J&J reports quarterly loss on $13.6 billion tax charge

Johnson & Johnson reported a quarterly loss due to a $13.6 billion (9.75 billion pounds) charge related to the new U.S. tax law, but beat adjusted quarterly profit estimate on strong demand for new cancer drugs and gains from its Actelion acquisition.


Photo: Neutrogena

A number of U.S. companies with sizable international operations are booking huge charges related to the new tax law, which encourages companies to repatriate their offshore earnings.

International operations accounted for nearly a half of J&J's total fourth-quarter sales of $20.20 billion, which was up 11.5 percent from a year earlier.

Higher sales of cancer drugs Darzalex and Imbruvica, and psoriasis drug Tremfya helped drive a 17.6 percent rise in pharmaceuticals sales to $9.68 billion, the company said.

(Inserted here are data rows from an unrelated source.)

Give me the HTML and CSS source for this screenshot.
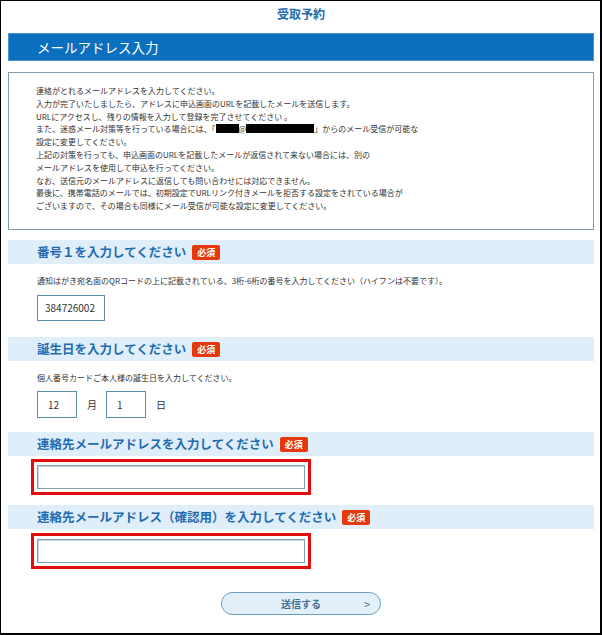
FILE: index.html
```html
<!DOCTYPE html>
<html lang="ja">
<head>
<meta charset="UTF-8">
<title>受取予約</title>
<link rel="stylesheet" href="styles.css">
</head>
<body>
<div class="frame">
	<h1 class="page-title">受取予約</h1>
	<div class="bar">メールアドレス入力</div>

	<div class="notice">
		<p>連絡がとれるメールアドレスを入力してください。</p>
		<p>入力が完了いたしましたら、アドレスに申込画面のURLを記載したメールを送信します。</p>
		<p>URLにアクセスし、残りの情報を入力して登録を完了させてください 。</p>
		<p>また、迷惑メール対策等を行っている場合には、「<span class="mask mask-a"></span>@<span class="mask mask-b"></span>」からのメール受信が可能な</p>
		<p>設定に変更してください。</p>
		<p>上記の対策を行っても、申込画面のURLを記載したメールが返信されて来ない場合には、別の</p>
		<p>メールアドレスを使用して申込を行ってください。</p>
		<p>なお、送信元のメールアドレスに返信しても問い合わせには対応できません。</p>
		<p>最後に、携帯電話のメールでは、初期設定でURLリンク付きメールを拒否する設定をされている場合が</p>
		<p>ございますので、その場合も同様にメール受信が可能な設定に変更してください。</p>
	</div>

	<div class="field first">
		<h2 class="field-head">番号１を入力してください<span class="req">必須</span></h2>
		<p class="desc">通知はがき宛名面のQRコードの上に記載されている、3桁-6桁の番号を入力してください（ハイフンは不要です）。</p>
		<div class="row"><span class="box num">384726002</span></div>
	</div>

	<div class="field second">
		<h2 class="field-head">誕生日を入力してください<span class="req">必須</span></h2>
		<p class="desc">個人番号カードご本人様の誕生日を入力してください。</p>
		<div class="row date">
			<span class="box small">12</span><span class="unit">月</span>
			<span class="box small">1</span><span class="unit">日</span>
		</div>
	</div>

	<div class="field third">
		<h2 class="field-head">連絡先メールアドレスを入力してください<span class="req">必須</span></h2>
		<div class="mark"><span class="box wide"></span></div>
	</div>

	<div class="field fourth">
		<h2 class="field-head">連絡先メールアドレス（確認用）を入力してください<span class="req">必須</span></h2>
		<div class="mark"><span class="box wide"></span></div>
	</div>

	<div class="actions">
		<button class="send" type="button"><span>送信する</span><span class="arrow">&gt;</span></button>
	</div>
</div>
</body>
</html>
```

FILE: styles.css
```css
* {
	margin: 0;
	padding: 0;
	box-sizing: border-box;
}

body {
	font-family: "Noto Sans CJK JP", "Noto Sans", sans-serif;
	color: #333;
	background: #fff;
}

.frame {
	width: 602px;
	height: 635px;
	border-style: solid;
	border-color: #000;
	border-width: 1px 2px 2px 1px;
	padding: 0 6px 0 7px;
}

.page-title {
	height: 32px;
	line-height: 26px;
	text-align: center;
	font-size: 12px;
	font-weight: bold;
	color: #1f6cb0;
}

.bar {
	height: 28px;
	line-height: 27px;
	padding-left: 28px;
	background: #0a6fbe;
	border: 1px solid #4a95d0;
	color: #fff;
	font-size: 13.5px;
}

.notice {
	margin-top: 11px;
	height: 158px;
	border: 1px solid #7c9cb0;
	padding: 12px 0 0 27px;
	font-size: 8px;
	line-height: 12.8px;
	color: #333;
}

.mask {
	display: inline-block;
	height: 9px;
	vertical-align: -1px;
	background: #000;
}

.mask-a {
	width: 23px;
}

.mask-b {
	width: 68px;
}

.field-head {
	height: 24px;
	line-height: 24px;
	padding-left: 29px;
	background: #e0eef9;
	color: #1f6cb0;
	font-size: 12.5px;
	font-weight: bold;
	display: flex;
	align-items: center;
}

.req {
	margin-left: 6px;
	padding: 0 5px;
	height: 15px;
	line-height: 15px;
	background: #e5380e;
	color: #fff;
	font-size: 9px;
	border-radius: 2px;
}

.first {
	margin-top: 10px;
}

.second {
	margin-top: 16px;
}

.third {
	margin-top: 14px;
}

.fourth {
	margin-top: 10px;
}

.desc {
	margin-top: 11px;
	padding-left: 29px;
	font-size: 8px;
	line-height: 12px;
	color: #333;
}

.row {
	margin-top: 8px;
	padding-left: 29px;
	display: flex;
	align-items: center;
}

.date {
	margin-top: 7px;
}

.box {
	display: inline-block;
	border: 1px solid #5f8eab;
	background: #fff;
	font-size: 10px;
	color: #333;
}

.num {
	width: 68px;
	height: 26px;
	line-height: 24px;
	padding-left: 7px;
}

.small {
	width: 40px;
	height: 27px;
	line-height: 25px;
	padding-left: 10px;
}

.unit {
	width: 29px;
	padding-left: 10px;
	font-size: 10px;
}

.mark {
	margin: 3px 0 0 23px;
	width: 280px;
	border: 3px solid #e40d0d;
	padding: 3px;
}

.fourth .mark {
	margin-top: 4px;
}

.wide {
	display: block;
	width: 268px;
	height: 24px;
	border: 1px solid #7fa3b8;
	box-shadow: inset 1px 1px 0 #c9d6de;
}

.actions {
	margin-top: 23px;
	display: flex;
	justify-content: center;
}

.send {
	width: 160px;
	height: 23px;
	border: 1px solid #6b9cc0;
	border-radius: 12px;
	background: #e3f0fa;
	color: #3b6f98;
	font-family: "Noto Sans CJK JP", sans-serif;
	font-size: 10px;
	font-weight: bold;
	display: flex;
	align-items: center;
	justify-content: center;
	position: relative;
}

.arrow {
	position: absolute;
	right: 10px;
	top: 3px;
	font-size: 11px;
	font-weight: normal;
}
```
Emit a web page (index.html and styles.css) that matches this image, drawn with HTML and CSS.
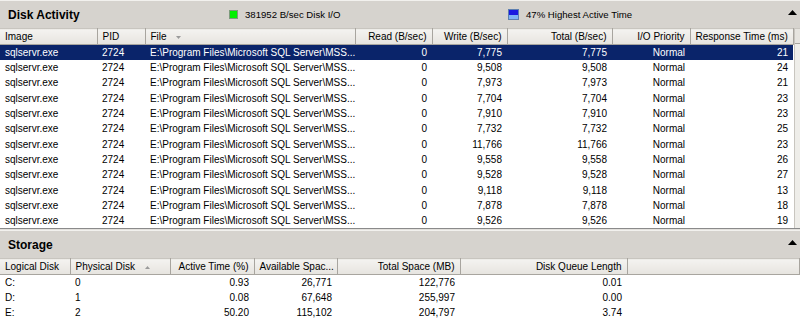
FILE: index.html
```html
<!DOCTYPE html>
<html lang="en">
<head>
    <meta charset="UTF-8">
    <meta name="viewport" content="width=device-width, initial-scale=1.0">
    <title>Resource Monitor - Disk</title>

    <link rel="stylesheet" href="styles.css">
</head>
<body>

    <div class="panel activity">
        <div class="panel-head">
            <h2 class="panel-title">Disk Activity</h2>
            <div class="legend legend-io"><span class="swatch green"></span>381952 B/sec Disk I/O</div>
            <div class="legend legend-time"><span class="swatch blue"></span>47% Highest Active Time</div>
            <svg class="collapse" width="9" height="5" viewBox="0 0 9 5"><path d="M0 5 L4.5 0 L9 5 Z" fill="#000"/></svg>
        </div>

        <div class="grid-wrap">
            <table class="grid">
                <colgroup>
                    <col style="width:97px"><col style="width:48px"><col style="width:210px"><col style="width:77px">
                    <col style="width:75px"><col style="width:105px"><col style="width:78px"><col style="width:103px">
                </colgroup>
                <thead>
                    <tr>
                        <th>Image</th>
                        <th>PID</th>
                        <th>File <svg class="sort" width="5" height="3" viewBox="0 0 5 3"><path d="M0 0 L5 0 L2.5 3 Z" fill="#9a9a9a"/></svg></th>
                        <th class="num">Read (B/sec)</th>
                        <th class="num">Write (B/sec)</th>
                        <th class="num">Total (B/sec)</th>
                        <th class="num">I/O Priority</th>
                        <th class="num">Response Time (ms)</th>
                    </tr>
                </thead>
                <tbody class="activity-rows"></tbody>
            </table>
            <div class="scrollbar">
                <div class="scroll-btn"></div>
            </div>
        </div>
    </div>

    <div class="panel storage">
        <div class="panel-head">
            <h2 class="panel-title">Storage</h2>
            <svg class="collapse" width="9" height="5" viewBox="0 0 9 5"><path d="M0 5 L4.5 0 L9 5 Z" fill="#000"/></svg>
        </div>

        <table class="grid">
            <colgroup>
                <col style="width:70px"><col style="width:100px"><col style="width:84px"><col style="width:83px">
                <col style="width:123px"><col style="width:167px"><col>
            </colgroup>
            <thead>
                <tr>
                    <th>Logical Disk</th>
                    <th>Physical Disk <svg class="sort up" width="5" height="3" viewBox="0 0 5 3"><path d="M0 3 L5 3 L2.5 0 Z" fill="#9a9a9a"/></svg></th>
                    <th class="num">Active Time (%)</th>
                    <th class="num">Available Spac...</th>
                    <th class="num">Total Space (MB)</th>
                    <th class="num">Disk Queue Length</th>
                    <th></th>
                </tr>
            </thead>
            <tbody>
                <tr><td>C:</td><td>0</td><td class="num">0.93</td><td class="num">26,771</td><td class="num">122,776</td><td class="num">0.01</td><td></td></tr>
                <tr><td>D:</td><td>1</td><td class="num">0.08</td><td class="num">67,648</td><td class="num">255,997</td><td class="num">0.00</td><td></td></tr>
                <tr><td>E:</td><td>2</td><td class="num">50.20</td><td class="num">115,102</td><td class="num">204,797</td><td class="num">3.74</td><td></td></tr>
            </tbody>
        </table>
    </div>

    <script>
        const rows = document.querySelector('.activity-rows')
        const writes = [
            ['7,775', 21], ['9,508', 24], ['7,973', 21], ['7,704', 23],
            ['7,910', 23], ['7,732', 25], ['11,766', 23], ['9,558', 26],
            ['9,528', 27], ['9,118', 13], ['7,878', 18], ['9,526', 19]
        ]

        writes.forEach((w, i) => {
            const tr = document.createElement('tr')
            if (i === 0) tr.className = 'selected'
            tr.innerHTML = `
                <td>sqlservr.exe</td>
                <td>2724</td>
                <td>E:\\Program Files\\Microsoft SQL Server\\MSS...</td>
                <td class="num">0</td>
                <td class="num">${w[0]}</td>
                <td class="num">${w[0]}</td>
                <td class="num">Normal</td>
                <td class="num">${w[1]}</td>`
            rows.appendChild(tr)
        })
    </script>
</body>
</html>
```

FILE: styles.css
```css
* {
    margin: 0;
    padding: 0;
    box-sizing: border-box;
}

body {
    width: 800px;
    height: 323px;
    overflow: hidden;
    background-color: #ffffff;
    font-family: "Liberation Sans", Arial, sans-serif;
    font-size: 10px;
    color: #000;
}

.panel-head {
    display: flex;
    align-items: center;
    height: 28px;
    background-color: #d6d3ce;
    border-top: 1px solid #f2f1ee;
    position: relative;
}

.panel-title {
    width: 229px;
    padding-left: 8px;
    font-size: 12px;
    font-weight: bold;
}

.legend {
    display: flex;
    align-items: center;
    gap: 7px;
    font-size: 9.6px;
}

.legend-io {
    width: 279px;
}

.swatch {
    display: inline-block;
    width: 9px;
    height: 9px;
}

.swatch.green {
    background-color: #00f000;
    border: 1px solid #7c9a7c;
}

.swatch.blue {
    width: 11px;
    height: 11px;
    border: 1px solid #5d7fb0;
    background: linear-gradient(to bottom, #1a1ae0 0, #1a1ae0 60%, #7fb4f5 60%, #7fb4f5 100%);
}

.collapse {
    position: absolute;
    right: 3px;
    top: 9px;
}

.grid-wrap {
    display: flex;
    height: 201px;
    overflow: hidden;
    border-bottom: 1px solid #8a8a8a;
}

.grid {
    table-layout: fixed;
    border-collapse: collapse;
    border-spacing: 0;
}

.activity .grid {
    width: 793px;
}

.storage .grid {
    width: 800px;
}

.grid th {
    height: 16px;
    padding: 0 5px;
    font-weight: normal;
    text-align: left;
    white-space: nowrap;
    overflow: hidden;
    background: linear-gradient(to bottom, #f4f3f0, #e6e4df);
    border-top: 1px solid #c8c5bf;
    border-right: 1px solid #a8a59f;
    border-bottom: 1px solid #a8a59f;
}

.grid td {
    height: 15.35px;
    padding: 0 5px;
    white-space: nowrap;
    overflow: hidden;
}

.grid .num {
    text-align: right;
}

.sort {
    margin-left: 7px;
    vertical-align: middle;
}

.selected td {
    background-color: #0a246a;
    color: #fff;
}

.scrollbar {
    flex: 1;
    background-color: #eeede9;
    border-left: 1px solid #c8c5bf;
}

.scroll-btn {
    height: 16px;
    background-color: #e6e4df;
    border-bottom: 1px solid #a8a59f;
    border-top: 1px solid #c8c5bf;
}

.storage {
    border-top: 1px solid #e2e0dc;
}

.storage .grid td {
    height: 15px;
}
```
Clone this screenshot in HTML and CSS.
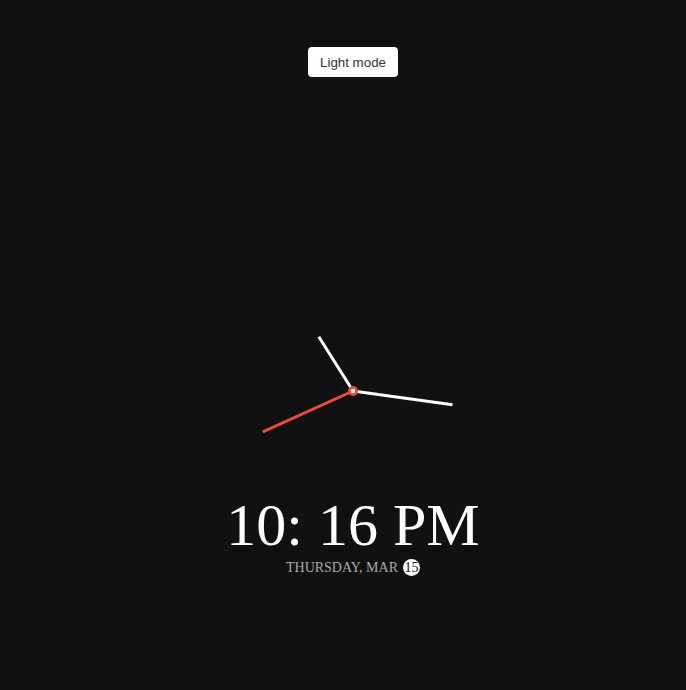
FILE: index.html
```html
<!DOCTYPE html>
<html>
<head>
<meta charset="utf-8">
<link rel="stylesheet" href="styles.css">
</head>
<body>
<div class="page">
  <button class="toggle">Light mode</button>
  <svg class="clock" width="220" height="200" viewBox="0 0 220 200">
    <line x1="110" y1="100" x2="75.8" y2="45.8" class="hand"/>
    <line x1="110" y1="100" x2="209.5" y2="113.8" class="hand"/>
    <line x1="110" y1="100" x2="19.8" y2="140.8" class="hand second"/>
    <circle cx="110" cy="100" r="5" fill="#e74c3c"/>
    <circle cx="110" cy="100" r="2.2" fill="#fff"/>
  </svg>
  <div class="time">10: 16 PM</div>
  <div class="date"><span class="day">THURSDAY, MAR</span><span class="num">15</span></div>
</div>
</body>
</html>
```
FILE: styles.css
```css
html, body {
  margin: 0;
  padding: 0;
  background: #111111;
}
.page {
  display: flex;
  flex-direction: column;
  align-items: center;
  padding-top: 47px;
  padding-left: 20px;
  min-height: 643px;
}
.toggle {
  width: 90px;
  height: 30px;
  background: #ffffff;
  color: #333333;
  border: none;
  border-radius: 4px;
  font-family: "Liberation Sans", Arial, sans-serif;
  font-size: 13.333px;
  padding: 0;
  cursor: pointer;
}
.clock {
  display: block;
  margin-top: 213.5px;
}
.hand {
  stroke: #ffffff;
  stroke-width: 3;
}
.hand.second {
  stroke: #e74c3c;
}
.time {
  margin-top: 4.7px;
  font-family: "Liberation Serif", "Times New Roman", serif;
  font-size: 60px;
  line-height: 60px;
  color: #ffffff;
}
.date {
  display: flex;
  align-items: center;
  gap: 5px;
  margin-top: 4.3px;
  font-family: "Liberation Serif", "Times New Roman", serif;
  font-size: 14px;
  line-height: 17px;
}
.day {
  color: #aaaaaa;
}
.num {
  width: 17px;
  height: 17px;
  border-radius: 50%;
  background: #ffffff;
  color: #111111;
  text-align: center;
}
```
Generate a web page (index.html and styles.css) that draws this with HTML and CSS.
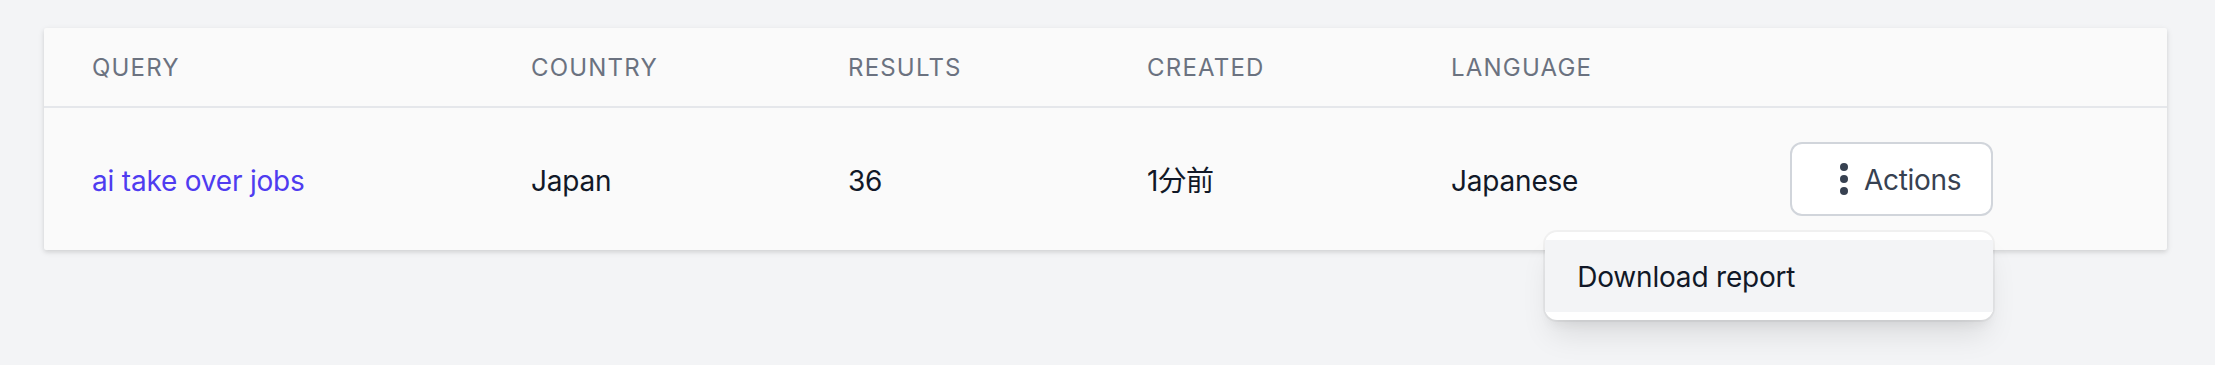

High-margin treatments from Actelion, which was acquired by J&J for $30 billion in 2016, accounted for about a quarter of the pharmaceutical unit's sales growth.

Sales at J&J's consumer products unit, which makes Band-Aids, Neutrogena beauty products and Tylenol, rose 3.1 percent to $3.5 billion.

The net loss was $10.71 billion, or $3.99 per share, for the latest quarter, compared with a profit of $3.81 billion, or $1.38 per share, a year earlier.

Excluding items, J&J earned $1.74 per share, slightly above the analysts' average estimate of $1.72 per share, according to Thomson Reuters I/B/E/S.

J&J forecast an adjusted profit of $8 to $8.20 per share on revenue of $80.6 billion to $81.4 billion for 2018.
Analysts on average were expecting a profit of $7.87 per share and revenue of $80.7 billion.

Shares of the company were up marginally in premarket trading.